Supplied data →
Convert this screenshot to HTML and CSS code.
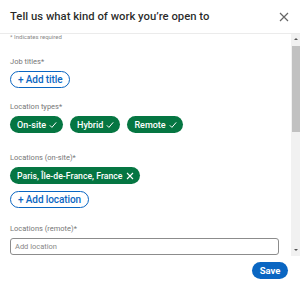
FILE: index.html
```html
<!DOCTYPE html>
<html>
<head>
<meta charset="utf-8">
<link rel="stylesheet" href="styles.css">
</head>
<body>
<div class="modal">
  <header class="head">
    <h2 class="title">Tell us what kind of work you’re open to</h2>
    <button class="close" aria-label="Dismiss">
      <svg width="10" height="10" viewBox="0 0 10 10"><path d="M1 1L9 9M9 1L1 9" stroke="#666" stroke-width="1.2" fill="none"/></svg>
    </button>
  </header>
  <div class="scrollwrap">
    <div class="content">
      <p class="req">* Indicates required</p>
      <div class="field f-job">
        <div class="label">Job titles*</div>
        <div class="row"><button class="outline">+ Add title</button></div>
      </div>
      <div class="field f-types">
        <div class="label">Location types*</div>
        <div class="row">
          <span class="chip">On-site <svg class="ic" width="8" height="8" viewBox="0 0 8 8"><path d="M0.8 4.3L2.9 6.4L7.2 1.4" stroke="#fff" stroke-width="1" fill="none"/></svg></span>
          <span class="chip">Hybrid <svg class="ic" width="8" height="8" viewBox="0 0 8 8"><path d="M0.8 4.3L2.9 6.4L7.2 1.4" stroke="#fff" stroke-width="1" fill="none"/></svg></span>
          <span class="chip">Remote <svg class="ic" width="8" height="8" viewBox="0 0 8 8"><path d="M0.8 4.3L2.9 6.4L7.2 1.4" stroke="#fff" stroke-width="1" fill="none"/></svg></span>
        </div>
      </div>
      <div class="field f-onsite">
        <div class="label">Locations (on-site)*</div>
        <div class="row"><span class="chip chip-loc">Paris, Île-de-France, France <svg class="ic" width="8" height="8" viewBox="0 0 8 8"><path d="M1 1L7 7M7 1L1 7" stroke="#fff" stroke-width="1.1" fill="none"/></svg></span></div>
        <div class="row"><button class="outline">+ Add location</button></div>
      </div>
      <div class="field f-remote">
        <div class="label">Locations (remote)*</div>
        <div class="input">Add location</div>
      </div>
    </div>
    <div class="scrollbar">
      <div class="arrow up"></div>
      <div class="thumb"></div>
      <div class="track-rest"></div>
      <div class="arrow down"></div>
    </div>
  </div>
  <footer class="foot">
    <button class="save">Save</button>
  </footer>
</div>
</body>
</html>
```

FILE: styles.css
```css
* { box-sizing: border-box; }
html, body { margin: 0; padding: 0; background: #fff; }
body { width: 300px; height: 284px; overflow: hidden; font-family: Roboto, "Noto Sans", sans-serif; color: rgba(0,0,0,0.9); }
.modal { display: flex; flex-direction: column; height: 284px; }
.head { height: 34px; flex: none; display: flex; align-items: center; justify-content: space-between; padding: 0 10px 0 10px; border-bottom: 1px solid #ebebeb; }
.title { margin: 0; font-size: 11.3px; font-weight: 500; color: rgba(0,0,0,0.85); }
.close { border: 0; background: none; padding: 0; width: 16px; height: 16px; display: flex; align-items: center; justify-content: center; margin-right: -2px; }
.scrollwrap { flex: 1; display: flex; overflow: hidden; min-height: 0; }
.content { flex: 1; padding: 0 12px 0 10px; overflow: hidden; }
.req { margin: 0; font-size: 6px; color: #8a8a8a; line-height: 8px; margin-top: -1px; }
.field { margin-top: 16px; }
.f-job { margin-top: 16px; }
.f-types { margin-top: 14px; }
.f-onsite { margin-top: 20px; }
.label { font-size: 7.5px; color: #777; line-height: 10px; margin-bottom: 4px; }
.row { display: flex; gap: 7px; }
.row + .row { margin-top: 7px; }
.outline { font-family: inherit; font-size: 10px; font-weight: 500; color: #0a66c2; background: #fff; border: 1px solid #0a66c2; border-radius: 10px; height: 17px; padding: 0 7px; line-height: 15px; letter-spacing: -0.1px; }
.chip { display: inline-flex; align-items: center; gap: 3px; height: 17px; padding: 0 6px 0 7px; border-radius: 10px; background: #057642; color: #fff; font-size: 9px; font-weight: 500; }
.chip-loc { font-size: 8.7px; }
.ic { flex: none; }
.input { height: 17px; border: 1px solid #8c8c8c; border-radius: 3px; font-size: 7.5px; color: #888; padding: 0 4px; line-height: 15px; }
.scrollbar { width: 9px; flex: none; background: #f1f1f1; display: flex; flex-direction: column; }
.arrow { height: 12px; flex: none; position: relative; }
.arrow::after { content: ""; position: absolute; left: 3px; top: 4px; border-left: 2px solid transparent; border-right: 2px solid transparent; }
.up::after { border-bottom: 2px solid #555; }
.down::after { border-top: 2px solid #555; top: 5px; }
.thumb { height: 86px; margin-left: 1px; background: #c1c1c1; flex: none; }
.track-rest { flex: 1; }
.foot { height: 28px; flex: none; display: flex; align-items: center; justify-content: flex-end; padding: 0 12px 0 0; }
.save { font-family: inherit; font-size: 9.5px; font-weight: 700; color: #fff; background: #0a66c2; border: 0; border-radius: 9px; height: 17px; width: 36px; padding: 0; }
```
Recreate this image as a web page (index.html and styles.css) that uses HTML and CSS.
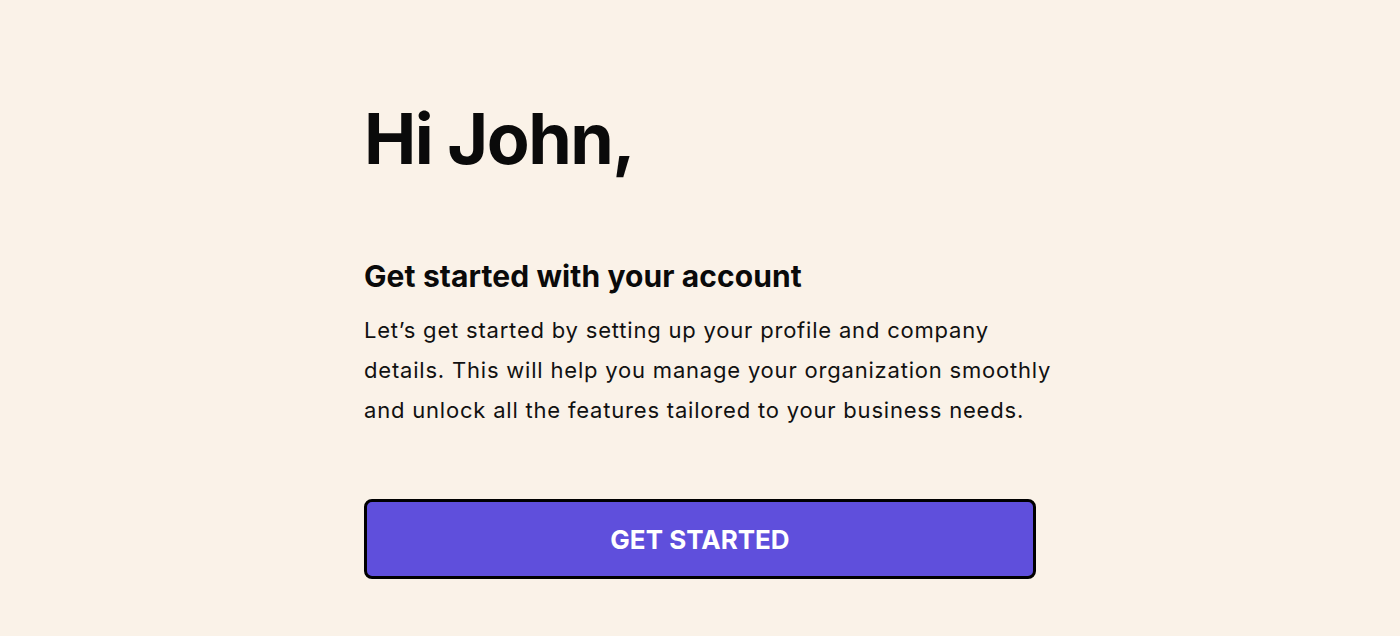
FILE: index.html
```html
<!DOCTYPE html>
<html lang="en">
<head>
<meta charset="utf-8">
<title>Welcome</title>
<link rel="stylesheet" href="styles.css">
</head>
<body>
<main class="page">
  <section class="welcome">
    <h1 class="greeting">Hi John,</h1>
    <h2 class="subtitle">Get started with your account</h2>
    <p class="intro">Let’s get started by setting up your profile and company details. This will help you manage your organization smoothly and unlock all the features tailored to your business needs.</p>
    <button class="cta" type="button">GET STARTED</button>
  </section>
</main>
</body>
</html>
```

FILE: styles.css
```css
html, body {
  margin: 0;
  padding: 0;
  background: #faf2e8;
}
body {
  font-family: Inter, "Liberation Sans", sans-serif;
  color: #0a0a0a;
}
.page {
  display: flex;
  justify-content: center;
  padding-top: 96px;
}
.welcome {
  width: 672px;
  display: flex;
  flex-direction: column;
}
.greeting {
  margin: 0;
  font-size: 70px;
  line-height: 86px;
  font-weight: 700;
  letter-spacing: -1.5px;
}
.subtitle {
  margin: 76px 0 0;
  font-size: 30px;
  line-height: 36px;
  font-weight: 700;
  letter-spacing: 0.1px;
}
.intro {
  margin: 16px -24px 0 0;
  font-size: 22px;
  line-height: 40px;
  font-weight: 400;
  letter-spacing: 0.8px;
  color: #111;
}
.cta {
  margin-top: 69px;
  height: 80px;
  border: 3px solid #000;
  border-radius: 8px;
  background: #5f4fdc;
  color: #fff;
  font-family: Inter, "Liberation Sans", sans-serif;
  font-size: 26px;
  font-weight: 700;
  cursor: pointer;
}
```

Given instruction → Reproduce each line exactly, please, except for any pictures.

Solved problem →
Convert this screenshot to HTML and CSS code.
FILE: index.html
```html
<!DOCTYPE html>
<html>
<head>
<meta charset="utf-8">
<link rel="stylesheet" href="styles.css">
</head>
<body>
<div class="modal">
  <header class="head">
    <h2 class="title">Tell us what kind of work you’re open to</h2>
    <button class="close" aria-label="Dismiss">
      <svg width="10" height="10" viewBox="0 0 10 10"><path d="M1 1L9 9M9 1L1 9" stroke="#666" stroke-width="1.2" fill="none"/></svg>
    </button>
  </header>
  <div class="scrollwrap">
    <div class="content">
      <p class="req">* Indicates required</p>
      <div class="field f-job">
        <div class="label">Job titles*</div>
        <div class="row"><button class="outline">+ Add title</button></div>
      </div>
      <div class="field f-types">
        <div class="label">Location types*</div>
        <div class="row">
          <span class="chip">On-site <svg class="ic" width="8" height="8" viewBox="0 0 8 8"><path d="M0.8 4.3L2.9 6.4L7.2 1.4" stroke="#fff" stroke-width="1" fill="none"/></svg></span>
          <span class="chip">Hybrid <svg class="ic" width="8" height="8" viewBox="0 0 8 8"><path d="M0.8 4.3L2.9 6.4L7.2 1.4" stroke="#fff" stroke-width="1" fill="none"/></svg></span>
          <span class="chip">Remote <svg class="ic" width="8" height="8" viewBox="0 0 8 8"><path d="M0.8 4.3L2.9 6.4L7.2 1.4" stroke="#fff" stroke-width="1" fill="none"/></svg></span>
        </div>
      </div>
      <div class="field f-onsite">
        <div class="label">Locations (on-site)*</div>
        <div class="row"><span class="chip chip-loc">Paris, Île-de-France, France <svg class="ic" width="8" height="8" viewBox="0 0 8 8"><path d="M1 1L7 7M7 1L1 7" stroke="#fff" stroke-width="1.1" fill="none"/></svg></span></div>
        <div class="row"><button class="outline">+ Add location</button></div>
      </div>
      <div class="field f-remote">
        <div class="label">Locations (remote)*</div>
        <div class="input">Add location</div>
      </div>
    </div>
    <div class="scrollbar">
      <div class="arrow up"></div>
      <div class="thumb"></div>
      <div class="track-rest"></div>
      <div class="arrow down"></div>
    </div>
  </div>
  <footer class="foot">
    <button class="save">Save</button>
  </footer>
</div>
</body>
</html>
```

FILE: styles.css
```css
* { box-sizing: border-box; }
html, body { margin: 0; padding: 0; background: #fff; }
body { width: 300px; height: 284px; overflow: hidden; font-family: Roboto, "Noto Sans", sans-serif; color: rgba(0,0,0,0.9); }
.modal { display: flex; flex-direction: column; height: 284px; }
.head { height: 34px; flex: none; display: flex; align-items: center; justify-content: space-between; padding: 0 10px 0 10px; border-bottom: 1px solid #ebebeb; }
.title { margin: 0; font-size: 11.3px; font-weight: 500; color: rgba(0,0,0,0.85); }
.close { border: 0; background: none; padding: 0; width: 16px; height: 16px; display: flex; align-items: center; justify-content: center; margin-right: -2px; }
.scrollwrap { flex: 1; display: flex; overflow: hidden; min-height: 0; }
.content { flex: 1; padding: 0 12px 0 10px; overflow: hidden; }
.req { margin: 0; font-size: 6px; color: #8a8a8a; line-height: 8px; margin-top: -1px; }
.field { margin-top: 16px; }
.f-job { margin-top: 16px; }
.f-types { margin-top: 14px; }
.f-onsite { margin-top: 20px; }
.label { font-size: 7.5px; color: #777; line-height: 10px; margin-bottom: 4px; }
.row { display: flex; gap: 7px; }
.row + .row { margin-top: 7px; }
.outline { font-family: inherit; font-size: 10px; font-weight: 500; color: #0a66c2; background: #fff; border: 1px solid #0a66c2; border-radius: 10px; height: 17px; padding: 0 7px; line-height: 15px; letter-spacing: -0.1px; }
.chip { display: inline-flex; align-items: center; gap: 3px; height: 17px; padding: 0 6px 0 7px; border-radius: 10px; background: #057642; color: #fff; font-size: 9px; font-weight: 500; }
.chip-loc { font-size: 8.7px; }
.ic { flex: none; }
.input { height: 17px; border: 1px solid #8c8c8c; border-radius: 3px; font-size: 7.5px; color: #888; padding: 0 4px; line-height: 15px; }
.scrollbar { width: 9px; flex: none; background: #f1f1f1; display: flex; flex-direction: column; }
.arrow { height: 12px; flex: none; position: relative; }
.arrow::after { content: ""; position: absolute; left: 3px; top: 4px; border-left: 2px solid transparent; border-right: 2px solid transparent; }
.up::after { border-bottom: 2px solid #555; }
.down::after { border-top: 2px solid #555; top: 5px; }
.thumb { height: 86px; margin-left: 1px; background: #c1c1c1; flex: none; }
.track-rest { flex: 1; }
.foot { height: 28px; flex: none; display: flex; align-items: center; justify-content: flex-end; padding: 0 12px 0 0; }
.save { font-family: inherit; font-size: 9.5px; font-weight: 700; color: #fff; background: #0a66c2; border: 0; border-radius: 9px; height: 17px; width: 36px; padding: 0; }
```
Recreate this image as a web page (index.html and styles.css) that uses HTML and CSS.
FILE: index.html
```html
<!DOCTYPE html>
<html lang="en">
<head>
<meta charset="utf-8">
<title>Welcome</title>
<link rel="stylesheet" href="styles.css">
</head>
<body>
<main class="page">
  <section class="welcome">
    <h1 class="greeting">Hi John,</h1>
    <h2 class="subtitle">Get started with your account</h2>
    <p class="intro">Let’s get started by setting up your profile and company details. This will help you manage your organization smoothly and unlock all the features tailored to your business needs.</p>
    <button class="cta" type="button">GET STARTED</button>
  </section>
</main>
</body>
</html>
```

FILE: styles.css
```css
html, body {
  margin: 0;
  padding: 0;
  background: #faf2e8;
}
body {
  font-family: Inter, "Liberation Sans", sans-serif;
  color: #0a0a0a;
}
.page {
  display: flex;
  justify-content: center;
  padding-top: 96px;
}
.welcome {
  width: 672px;
  display: flex;
  flex-direction: column;
}
.greeting {
  margin: 0;
  font-size: 70px;
  line-height: 86px;
  font-weight: 700;
  letter-spacing: -1.5px;
}
.subtitle {
  margin: 76px 0 0;
  font-size: 30px;
  line-height: 36px;
  font-weight: 700;
  letter-spacing: 0.1px;
}
.intro {
  margin: 16px -24px 0 0;
  font-size: 22px;
  line-height: 40px;
  font-weight: 400;
  letter-spacing: 0.8px;
  color: #111;
}
.cta {
  margin-top: 69px;
  height: 80px;
  border: 3px solid #000;
  border-radius: 8px;
  background: #5f4fdc;
  color: #fff;
  font-family: Inter, "Liberation Sans", sans-serif;
  font-size: 26px;
  font-weight: 700;
  cursor: pointer;
}
```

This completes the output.